WORK REQUIRED:
Lines that hold the word "components" should be located and copied.

SUPPLIED MATERIAL:

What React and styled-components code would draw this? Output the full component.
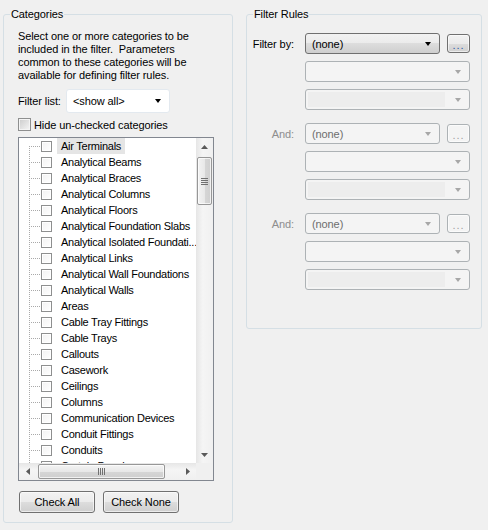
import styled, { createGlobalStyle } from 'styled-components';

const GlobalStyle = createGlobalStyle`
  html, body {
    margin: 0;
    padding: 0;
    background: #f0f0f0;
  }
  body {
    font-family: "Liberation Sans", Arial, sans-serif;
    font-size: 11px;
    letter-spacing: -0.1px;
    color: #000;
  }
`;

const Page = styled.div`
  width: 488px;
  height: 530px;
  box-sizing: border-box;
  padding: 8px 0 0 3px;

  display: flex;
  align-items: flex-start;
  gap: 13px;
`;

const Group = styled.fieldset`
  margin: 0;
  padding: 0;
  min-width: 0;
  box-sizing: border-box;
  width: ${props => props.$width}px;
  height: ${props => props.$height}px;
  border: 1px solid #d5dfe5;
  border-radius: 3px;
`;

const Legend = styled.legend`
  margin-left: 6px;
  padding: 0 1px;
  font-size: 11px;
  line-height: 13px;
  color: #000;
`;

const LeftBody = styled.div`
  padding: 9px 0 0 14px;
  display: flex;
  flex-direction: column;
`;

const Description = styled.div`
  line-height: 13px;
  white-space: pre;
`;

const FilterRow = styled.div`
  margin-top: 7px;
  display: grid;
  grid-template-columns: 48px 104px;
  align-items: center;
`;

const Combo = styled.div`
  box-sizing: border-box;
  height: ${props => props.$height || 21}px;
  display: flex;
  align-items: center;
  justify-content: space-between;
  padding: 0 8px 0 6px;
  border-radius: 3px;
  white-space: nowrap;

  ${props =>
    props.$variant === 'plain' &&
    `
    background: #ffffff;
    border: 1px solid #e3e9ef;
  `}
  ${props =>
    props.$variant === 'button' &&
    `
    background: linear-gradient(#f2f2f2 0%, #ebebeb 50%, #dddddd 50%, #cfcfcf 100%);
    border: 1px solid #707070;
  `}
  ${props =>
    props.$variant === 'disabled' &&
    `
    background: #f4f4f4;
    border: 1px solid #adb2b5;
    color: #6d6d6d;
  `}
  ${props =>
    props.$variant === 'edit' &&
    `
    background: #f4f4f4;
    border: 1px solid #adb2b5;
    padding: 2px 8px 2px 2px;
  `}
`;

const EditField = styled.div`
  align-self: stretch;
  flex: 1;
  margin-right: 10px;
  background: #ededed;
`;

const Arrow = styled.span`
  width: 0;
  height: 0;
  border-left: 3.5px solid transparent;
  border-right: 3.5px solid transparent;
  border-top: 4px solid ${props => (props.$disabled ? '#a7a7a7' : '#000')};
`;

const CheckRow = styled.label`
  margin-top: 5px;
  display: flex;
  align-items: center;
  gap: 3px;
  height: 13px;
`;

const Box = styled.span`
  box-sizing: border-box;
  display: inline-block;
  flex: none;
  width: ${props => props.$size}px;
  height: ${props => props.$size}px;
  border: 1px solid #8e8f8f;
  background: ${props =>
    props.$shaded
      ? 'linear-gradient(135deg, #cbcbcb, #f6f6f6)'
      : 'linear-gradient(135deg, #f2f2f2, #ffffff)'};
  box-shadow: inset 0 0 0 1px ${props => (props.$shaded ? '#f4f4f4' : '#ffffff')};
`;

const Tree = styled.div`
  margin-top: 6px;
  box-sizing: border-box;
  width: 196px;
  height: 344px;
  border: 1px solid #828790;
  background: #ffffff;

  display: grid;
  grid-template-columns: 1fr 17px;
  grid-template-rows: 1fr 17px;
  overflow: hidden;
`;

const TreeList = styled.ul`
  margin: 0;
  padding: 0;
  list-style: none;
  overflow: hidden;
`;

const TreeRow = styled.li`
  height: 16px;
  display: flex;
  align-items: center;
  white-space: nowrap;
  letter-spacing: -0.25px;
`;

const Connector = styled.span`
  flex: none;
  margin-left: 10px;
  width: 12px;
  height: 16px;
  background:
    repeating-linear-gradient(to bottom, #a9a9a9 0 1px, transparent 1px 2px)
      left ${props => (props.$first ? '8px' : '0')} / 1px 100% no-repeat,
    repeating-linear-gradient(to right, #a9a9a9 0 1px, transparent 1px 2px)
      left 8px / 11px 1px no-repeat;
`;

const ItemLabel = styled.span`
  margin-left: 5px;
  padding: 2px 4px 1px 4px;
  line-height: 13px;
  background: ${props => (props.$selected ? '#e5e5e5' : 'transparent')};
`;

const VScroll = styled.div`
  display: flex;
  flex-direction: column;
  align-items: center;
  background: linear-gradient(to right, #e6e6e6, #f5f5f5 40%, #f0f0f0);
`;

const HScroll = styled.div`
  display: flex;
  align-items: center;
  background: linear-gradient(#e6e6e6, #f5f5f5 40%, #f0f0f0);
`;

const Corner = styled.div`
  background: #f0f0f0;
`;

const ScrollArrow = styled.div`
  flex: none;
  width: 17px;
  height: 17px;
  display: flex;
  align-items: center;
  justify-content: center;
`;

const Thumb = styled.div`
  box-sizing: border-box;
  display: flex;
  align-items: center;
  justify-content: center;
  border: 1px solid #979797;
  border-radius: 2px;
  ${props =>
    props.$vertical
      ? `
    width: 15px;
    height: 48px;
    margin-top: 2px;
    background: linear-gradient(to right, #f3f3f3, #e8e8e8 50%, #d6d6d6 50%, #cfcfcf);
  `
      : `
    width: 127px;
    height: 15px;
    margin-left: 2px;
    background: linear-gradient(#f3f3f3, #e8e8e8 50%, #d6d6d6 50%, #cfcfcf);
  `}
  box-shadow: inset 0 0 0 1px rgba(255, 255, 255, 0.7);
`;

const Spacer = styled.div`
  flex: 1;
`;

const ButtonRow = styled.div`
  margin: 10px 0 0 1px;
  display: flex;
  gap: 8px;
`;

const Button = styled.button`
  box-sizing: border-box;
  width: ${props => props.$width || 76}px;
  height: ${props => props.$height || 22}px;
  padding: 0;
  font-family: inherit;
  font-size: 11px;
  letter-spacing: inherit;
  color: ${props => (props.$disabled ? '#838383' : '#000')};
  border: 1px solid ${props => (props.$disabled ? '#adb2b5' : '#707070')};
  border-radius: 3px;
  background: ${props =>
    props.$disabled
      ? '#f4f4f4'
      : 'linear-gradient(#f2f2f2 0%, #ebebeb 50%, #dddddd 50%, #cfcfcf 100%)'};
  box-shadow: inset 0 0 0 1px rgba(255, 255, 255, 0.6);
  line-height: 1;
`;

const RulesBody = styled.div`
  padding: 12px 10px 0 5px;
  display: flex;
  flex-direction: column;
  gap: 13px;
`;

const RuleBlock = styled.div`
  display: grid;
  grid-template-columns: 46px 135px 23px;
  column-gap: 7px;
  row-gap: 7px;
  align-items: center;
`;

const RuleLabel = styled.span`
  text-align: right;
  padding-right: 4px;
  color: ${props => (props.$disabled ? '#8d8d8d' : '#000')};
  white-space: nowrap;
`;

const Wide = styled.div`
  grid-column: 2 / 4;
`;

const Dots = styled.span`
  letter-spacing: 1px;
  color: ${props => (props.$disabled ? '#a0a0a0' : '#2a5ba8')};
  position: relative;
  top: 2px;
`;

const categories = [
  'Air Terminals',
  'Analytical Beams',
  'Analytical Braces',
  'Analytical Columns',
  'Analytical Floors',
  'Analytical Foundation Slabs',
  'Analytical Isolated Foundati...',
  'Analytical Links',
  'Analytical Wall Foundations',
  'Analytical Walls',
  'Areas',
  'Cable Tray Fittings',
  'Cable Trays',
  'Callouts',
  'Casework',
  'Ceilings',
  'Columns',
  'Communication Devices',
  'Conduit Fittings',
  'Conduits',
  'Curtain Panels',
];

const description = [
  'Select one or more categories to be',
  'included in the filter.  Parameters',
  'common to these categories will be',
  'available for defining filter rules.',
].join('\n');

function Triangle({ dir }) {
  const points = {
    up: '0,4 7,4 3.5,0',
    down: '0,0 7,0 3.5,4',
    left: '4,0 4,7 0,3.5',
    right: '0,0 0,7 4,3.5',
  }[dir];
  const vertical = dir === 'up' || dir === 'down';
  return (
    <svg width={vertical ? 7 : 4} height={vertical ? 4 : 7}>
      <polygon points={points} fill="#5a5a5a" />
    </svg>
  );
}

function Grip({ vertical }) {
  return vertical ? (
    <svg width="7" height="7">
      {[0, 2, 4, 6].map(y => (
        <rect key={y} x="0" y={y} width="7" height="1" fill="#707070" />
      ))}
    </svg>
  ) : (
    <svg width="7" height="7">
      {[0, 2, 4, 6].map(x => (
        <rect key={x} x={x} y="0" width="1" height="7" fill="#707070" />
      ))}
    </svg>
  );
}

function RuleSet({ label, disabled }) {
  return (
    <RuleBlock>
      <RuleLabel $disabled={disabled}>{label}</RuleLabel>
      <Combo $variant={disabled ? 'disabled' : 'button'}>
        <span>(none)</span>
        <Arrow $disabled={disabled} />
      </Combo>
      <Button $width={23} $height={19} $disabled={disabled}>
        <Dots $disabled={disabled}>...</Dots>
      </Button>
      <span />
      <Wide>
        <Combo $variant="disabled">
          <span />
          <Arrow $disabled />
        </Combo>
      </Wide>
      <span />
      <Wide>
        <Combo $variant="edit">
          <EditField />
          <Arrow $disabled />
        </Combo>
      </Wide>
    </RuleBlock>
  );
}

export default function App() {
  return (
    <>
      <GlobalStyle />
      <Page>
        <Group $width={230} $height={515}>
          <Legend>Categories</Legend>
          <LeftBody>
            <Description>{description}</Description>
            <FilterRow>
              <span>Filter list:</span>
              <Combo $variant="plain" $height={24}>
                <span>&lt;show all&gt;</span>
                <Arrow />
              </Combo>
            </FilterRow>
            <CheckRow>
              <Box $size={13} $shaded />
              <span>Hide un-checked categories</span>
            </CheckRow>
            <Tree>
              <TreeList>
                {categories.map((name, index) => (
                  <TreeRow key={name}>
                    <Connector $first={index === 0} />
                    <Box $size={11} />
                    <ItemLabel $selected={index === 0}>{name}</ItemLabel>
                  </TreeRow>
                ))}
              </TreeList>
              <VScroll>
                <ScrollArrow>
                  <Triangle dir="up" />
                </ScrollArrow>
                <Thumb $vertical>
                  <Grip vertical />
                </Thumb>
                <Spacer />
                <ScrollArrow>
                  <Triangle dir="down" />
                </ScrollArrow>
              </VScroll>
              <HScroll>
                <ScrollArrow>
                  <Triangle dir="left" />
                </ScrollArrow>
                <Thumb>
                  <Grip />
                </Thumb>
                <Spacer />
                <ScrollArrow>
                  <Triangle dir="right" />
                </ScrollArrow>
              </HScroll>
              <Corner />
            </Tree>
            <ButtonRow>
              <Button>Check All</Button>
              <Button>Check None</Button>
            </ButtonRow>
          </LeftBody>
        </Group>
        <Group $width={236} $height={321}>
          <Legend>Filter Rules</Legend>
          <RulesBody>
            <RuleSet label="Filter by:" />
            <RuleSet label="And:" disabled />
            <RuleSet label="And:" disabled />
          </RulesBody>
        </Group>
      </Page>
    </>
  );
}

OUTPUT FOR THIS TASK:
What React and styled-components code would draw this? Output the full component.
import styled, { createGlobalStyle } from 'styled-components';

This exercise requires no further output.